Channel linear Weingarten surfaces in smooth and discrete differential geometry

Abstract

We consider channel linear Weingarten surfaces in spaceforms of arbitrary curvature and their discretisation in the sense of integrable discrete differential geometry. We use Lie sphere geometry to unify the different ambient spaces.In the smooth category, we prove that all non-tubular channel linear Weingarten surfaces are rotational within their ambient spaceforms. Further we give explicit parametrisations of all rotational surfaces with constant Gauss curvature in terms of Jacobi elliptic functions.

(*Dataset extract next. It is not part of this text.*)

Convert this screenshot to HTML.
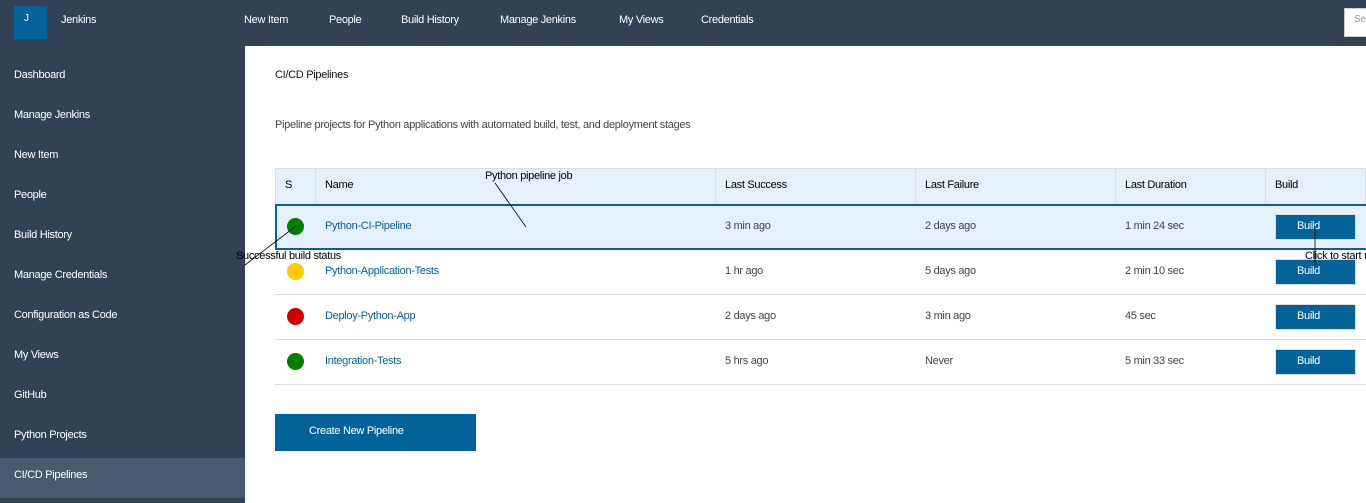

Thus, we obtain a transparent classification of all channel linear Weingarten surfaces in spaceforms with non-negative curvature as well as a large subclass of channel linear Weingarten surfaces in hyperbolic spaceforms up to parallel transformation.We further point out how similar arguments to the ones presented in this text lead to explicit parametrisations of constant mean curvature surfaces.In the discrete category, we advance the theory of the recently defined class of discrete channel surfaces. Further, we prove that all strongly non-tubular discrete channel linear Weingarten surfaces are rotational within their ambient spaceforms. Also we outline how this will lead to a classification of large classes of channel linear Weingarten surfaces, similar to the results of the smooth theory.